An Historic Landmark


Brief History


Construction on Elmer H. Fisher’s design for the Hastings Building began in 1889 and was completed in 1890.  The morning Leader observed in November 1889 that the Hastings Building, still under construction, was “conceded by all to be the most elegant building in the city.”  It went on to enumerate “such progressive features as the two interior staircases, wainscoting of redwood, and the unusually large (96”x100”) plate glass to be used on the first floor storefronts”.


By the time construction began on the Hastings Building, Port Townsend was less dependent upon building materials brought in by ship.  The cast iron columns at street level, seen to particular advantage flanking the handsome west entry, were cast by the Port Townsend Foundry, which had been established in 1883.  Of all the materials used in construction, only the ceilings of the main floor stores, patented embossed iron that imitated decorative plaster and was currently thought to be “fireproof,” is recorded as being imported (these were from Northrup Company in Pittsburgh).  The morning Leader reported that “It has double floors throughout; the offices are all large and provided with every convenience and are arranged for either gas or electricity.”  Such amenities, not available in earlier Port Townsend office buildings, assured a full complement of tenants.  The highly desirable corner location was occupied by a real estate office, which shared the ground floor with Enoch F. Plummer, “Cigars, Tobacco, Confectionary, and Smokers’ Articles,” Max Gerson Dry Goods, and Jarrett T. Lewis Co.
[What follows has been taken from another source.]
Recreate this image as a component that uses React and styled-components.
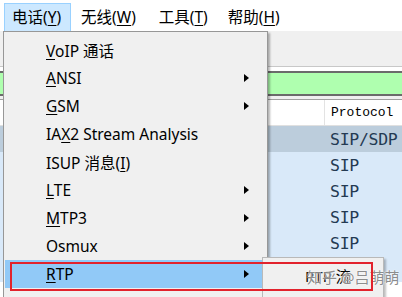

A real estate office, an investment broker, accountants, physicians, and an architect originally occupied the upper floors of the building.  These offices opened into an interior court with a skylight: an innovative plan used here for the first time in Port Townsend and similarly replicated in Henry Yesler’s Pioneer Building (another E. H. Fisher building in Seattle’s Pioneer Square).  During World War II, the U.S. Army converted the upper floors of the Hastings Building to apartments for officers assigned to Fort Worden.  After the war, the upper floors went vacant until the 1960’s when they were used for the

Port Townsend Summer School of the Arts, a forerunner to Centrum.  Since that time the upper floors have returned to their vacant status and have remained vacant to the present.


Various tenants have consistently occupied the main floor over the years.  Current tenants include the Kim Thomson Art Forms, The Broken Spoke (bicycle rental, retail and repair), About Time (a women’s and children’s clothing store), and Frameworks (art framing and retail).


The Hastings Building is located in Port Townsend’s downtown Historic Commercial District.  This beautiful example of Elmer H. Fisher victorian architecture has three floors which are currently planned for a full historic rehabilitation as part of the Hastings Building/Hastings Landing Project.


For more information about this exciting historic rehabilitation project, contact our Project Manager by email at heather@hastingsestate.com or by phone at (206) 387-9846.


Bright Future


photo by David Whitfield

photo by Barney Burke

photo by Barney Burke

photo by Barney Burke

photo by Joe Lipka

photo by Heather Dudley Nollette

Top Left: Original woodwork, including redwood wainscoting and detailed ballistrades, are well preserved in the interior of the building.

Bottom Left: The back of the Hastings Building and the site of the new Hastings Landing, pictured from Union Wharf.

Right: The conservative Romanesque style architecture of the Hastings Building makes it a dominant part of the downtown Port Townsend skyline. The magnificent bay windows in the second and third floors give the structure a massive undulating form.

photo by Joe Lipka

The atrium is topped by a skylight which, when the rehabilitation is complete, will run across its full length and provide a stunning sense of light.  Note that many of the offices facing the hall have windows that give an exterior feel to interior spaces.

Beautiful bays overlook the intersection of Taylor and Water Streets in historic

Port Townsend, WA. The original design of the building included a spired cupola atop this northeastern bay, which we hope to recreate in the final phase of the building’s rehabilitation.

This fireplace is located in one of the existing offices. Inlaid with Italian marble, this feature makes a statement of elegant quality which we will strive to preserve throughout the rehabilitation.

Much of the original hardware remains in excellent condition in the interior of the building, including iron door hinges like the one pictured above.